Iwas at the movies twice this weekend where I saw posters for Yours, Mine and Ours and Cheaper by the Dozen 2, films about multiparous women and their husbands and offspring. I reckon the idea is that having a house full of children is like having a barrel of monkeys, in which case I wonder why more families don’t have more children.

The optimum family size in America today seems to be two, a boy and a girl, and three if your first two were the same sex. Few people continue past three to get the desired mix of male and female offspring.

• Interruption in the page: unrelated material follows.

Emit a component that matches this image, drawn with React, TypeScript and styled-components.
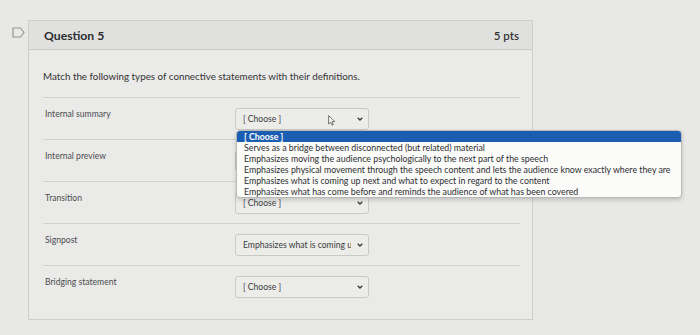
import React from "react";
import styled, { createGlobalStyle } from "styled-components";

const Global = createGlobalStyle`
  html, body { margin: 0; padding: 0; background: #e8e8e6; }
  body { font-family: Lato, "Open Sans", sans-serif; color: #2f3336; }
`;

const Page = styled.div`
  display: flex;
  align-items: flex-start;
  padding: 20px 0 0 12px;
  width: 700px;
  height: 335px;
  box-sizing: border-box;
  background: #e8e8e6;
`;

const FlagWrap = styled.div`
  width: 13px;
  height: 11px;
  margin: 7px 3px 0 0;
  display: flex;
`;

const Card = styled.div`
  width: 505px;
  border: 1px solid #cdcdcb;
  background: #eaeae8;
  box-sizing: border-box;
`;

const Header = styled.div`
  height: 28px;
  background: #e0e0de;
  border-bottom: 1px solid #cbcbc9;
  display: flex;
  align-items: center;
  justify-content: space-between;
  padding: 0 13px 0 15px;
`;

const Title = styled.div`
  font-size: 12.2px;
  font-weight: 700;
  color: #2b2d2f;
`;

const Points = styled.div`
  font-size: 11.5px;
  font-weight: 600;
  color: #333;
`;

const Body = styled.div`
  padding: 0 12px 12px 14px;
`;

const Prompt = styled.p`
  margin: 0;
  height: 47px;
  display: flex;
  align-items: center;
  padding-top: 4px;
  box-sizing: border-box;
  font-size: 9.8px;
  color: #333;
`;

const Row = styled.div<{ $first?: boolean }>`
  display: grid;
  grid-template-columns: 192px 134px;
  height: 42px;
  box-sizing: border-box;
  border-top: 1px solid #d2d2d0;
  padding-top: 10px;
  position: relative;
  z-index: ${(p) => (p.$first ? 5 : 1)};
`;

const Label = styled.div`
  font-size: 8.6px;
  color: #4a4c4e;
  padding: 1px 0 0 2px;
`;

const Select = styled.div`
  position: relative;
  height: 22px;
  box-sizing: border-box;
  border: 1px solid #c9c9c7;
  border-radius: 3px;
  background: #ecece9;
  display: flex;
  align-items: center;
  padding: 0 5px 0 7px;
  gap: 6px;
`;

const SelectText = styled.span`
  flex: 1;
  font-size: 8.6px;
  color: #3a3c3e;
  white-space: nowrap;
  overflow: hidden;
`;

const Chevron = () => (
  <svg width="6" height="4" viewBox="0 0 6 4">
    <polyline points="0.7,0.7 3,3 5.3,0.7" fill="none" stroke="#3a3c3e" strokeWidth="1.3" />
  </svg>
);

const Dropdown = styled.div`
  position: absolute;
  top: 21px;
  left: 0;
  width: 444px;
  background: #fbfbfa;
  border: 1px solid #b9b9b7;
  border-radius: 4px;
  box-shadow: 0 2px 4px rgba(0, 0, 0, 0.18);
  overflow: hidden;
  z-index: 10;
`;

const Option = styled.div<{ $active?: boolean }>`
  height: 11px;
  line-height: 11px;
  padding-left: 7px;
  font-size: 8.8px;
  white-space: nowrap;
  color: ${(p) => (p.$active ? "#ffffff" : "#2c2e30")};
  background: ${(p) => (p.$active ? "#1b5db0" : "transparent")};
  font-weight: ${(p) => (p.$active ? 700 : 400)};
`;

const Cursor = styled.svg`
  position: absolute;
  left: 92px;
  top: 6px;
`;

const options = [
  "[ Choose ]",
  "Serves as a bridge between disconnected (but related) material",
  "Emphasizes moving the audience psychologically to the next part of the speech",
  "Emphasizes physical movement through the speech content and lets the audience know exactly where they are",
  "Emphasizes what is coming up next and what to expect in regard to the content",
  "Emphasizes what has come before and reminds the audience of what has been covered",
];

const rows = [
  { label: "Internal summary", value: "[ Choose ]", open: true },
  { label: "Internal preview", value: "[ Choose ]" },
  { label: "Transition", value: "[ Choose ]" },
  { label: "Signpost", value: "Emphasizes what is coming up next and what to expect in regard to the content" },
  { label: "Bridging statement", value: "[ Choose ]" },
];

export default function App() {
  return (
    <>
      <Global />
      <Page>
        <FlagWrap>
          <svg width="13" height="11" viewBox="0 0 13 11">
            <path d="M1 1 H8.5 L12 5.5 L8.5 10 H1 Z" fill="none" stroke="#949492" strokeWidth="1.2" strokeLinejoin="round" />
          </svg>
        </FlagWrap>
        <Card>
          <Header>
            <Title>Question 5</Title>
            <Points>5 pts</Points>
          </Header>
          <Body>
            <Prompt>Match the following types of connective statements with their definitions.</Prompt>
            {rows.map((r, i) => (
              <Row key={r.label} $first={i === 0}>
                <Label>{r.label}</Label>
                <Select>
                  <SelectText>{r.value}</SelectText>
                  <Chevron />
                  {r.open && (
                    <>
                      <Cursor width="8" height="11" viewBox="0 0 8 11">
                        <path d="M0.6 0.6 L0.6 9 L2.6 7.2 L4 10.2 L5.3 9.6 L4 6.7 L6.8 6.6 Z" fill="#f4f4f2" stroke="#555" strokeWidth="0.8" strokeLinejoin="round" />
                      </Cursor>
                      <Dropdown>
                        {options.map((o, j) => (
                          <Option key={o} $active={j === 0}>{o}</Option>
                        ))}
                      </Dropdown>
                    </>
                  )}
                </Select>
              </Row>
            ))}
          </Body>
        </Card>
      </Page>
    </>
  );
}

I don’t entirely know why this is the appropriate family size, but there is apparently considerable social disapproval of larger families, especially if the parents are relatively poor.

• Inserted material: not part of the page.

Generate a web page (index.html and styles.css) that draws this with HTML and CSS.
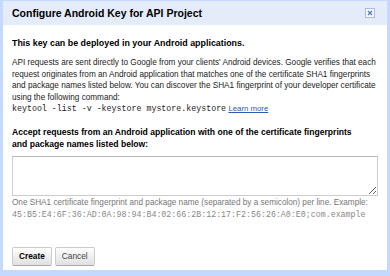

I have queried a good number of people over the years about family size, and most folks explain that they had all the children they thought they could afford. (Some admit that their last child was a “stopper”, a child so horrible that they would not consider going through such parenting hell again.) For many families I have queried, it is anticipated that the mother will eventually return to work; therefore, it is necessary to stop having children at some point to permit the last child to reach school age. Family size is determined in large part by the opportunity costs associated with having the mother out of work.

Having only one child is considered problematic, although it is increasingly accepted. When I was a child, it was thought that only children would necessarily be “spoiled” and lonely. Having no children is frowned upon, although less so than in the past. Parents seem to find childlessness inexplicable.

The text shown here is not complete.